Home-Coming

NATURE has never seemed to me to be my mother. I have not felt at home with her. It has been with an envy not unmixed with incredulity that I have read Wordsworth and Thoreau, and sometimes listened to rhapsodies of filial love on the part of nature-worshipers who were my friends.

I can see how it began. For me, a town-bred child, nature was at first a picture-book to be opened but upon the set occasions of a drive or a railway journey. Intimacy I did not dream of. But when I was grown, and apprehended that there were those who enjoyed it, then I knew myself a disinherited child, and sorrowed for it. Not that Nature ever was to me a cruel stepdame; only, among the myriads of children that her generous fecundity produces and her abundant bosom nourishes, some must needs be forgotten. I was frozen by her unintended neglect. The loveliest sunset saddened me most; before the most beautiful of her works I felt myself most an alien. It was not my sunset, it was not my world. I was an exile, sick for home, in those bright estates which others seemed to think their birthright.

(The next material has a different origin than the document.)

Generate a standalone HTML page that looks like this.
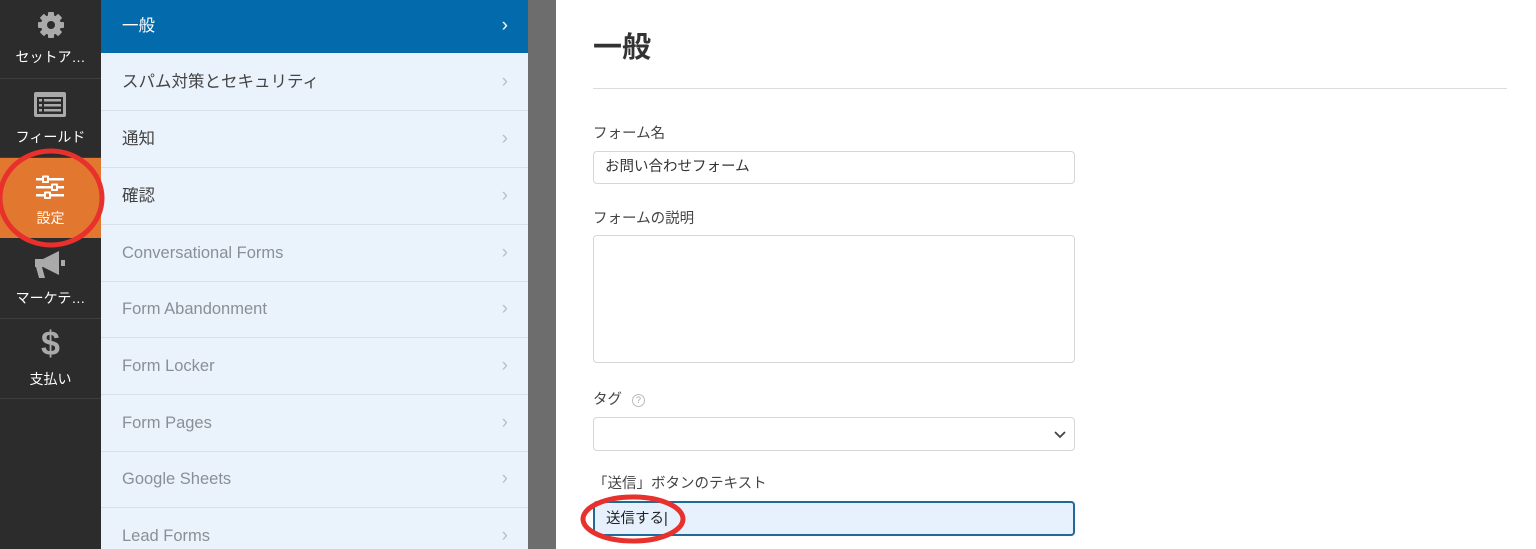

But now at last, I think, begins to stir the first faint impulse of friendship. I am half-way through life now, but I have hope that the later half will suffice to bring us acquainted. It is an older Perdita come home at last to the bosom of an ageless Hermione. A grown-up child coming thus for the first time to know its mother cannot hope for the close unconscious communion that begins in infancy. It will be a shy relationship, not without misunderstandings, never to be hurried, but furthered by a mutual longing.

Of all our manifold Mother’s many aspects, there was one that drew me always. It was under the bright veil of her many waters that I, last and least of her children, first dared to know and love her face. Sunset and sunrise might be for others, and trees and mountains, and birds on the wing; but water, — its flash, its motion, its sky-blue and its steel-gray, — water was mine as much as anybody’s. Falling waters, and running waters, the changeful white-and-green that slips aside from a forward-sweeping prow, the sleeping surface of a green-hemmed pond — each had its private word for me. And thus, always through the interpreting murmur of water, I begin to understand the language of my latefound mother.

Now and again our shy, reluctant friendship knows a tremulous moment of initiation. We had one such yesterday. Water, the interpreter, was running past me in the deep, snow-lined bed of that river, ‘winding like a road,’ along which lead all my walks. It was twilight of a brief December afternoon; the sun had gone down invisibly, without a sunset or an afterglow; the lead-colored sky was very near, and soft in texture like a fog; the air was windless, but bore to me the shouts of some unseen boys who had lighted not far off, a ruby-hearted blaze, the one note of warmth in all that landscape of steel-color and russet. I leaned outward, resting upon the rail which guards the walk, and looked at all this sober beauty, while a faint breath ‘born of the very sigh that silence heaves,’ seemed to rise and fall, the respiration of Nature herself! For a moment I felt at home in the world.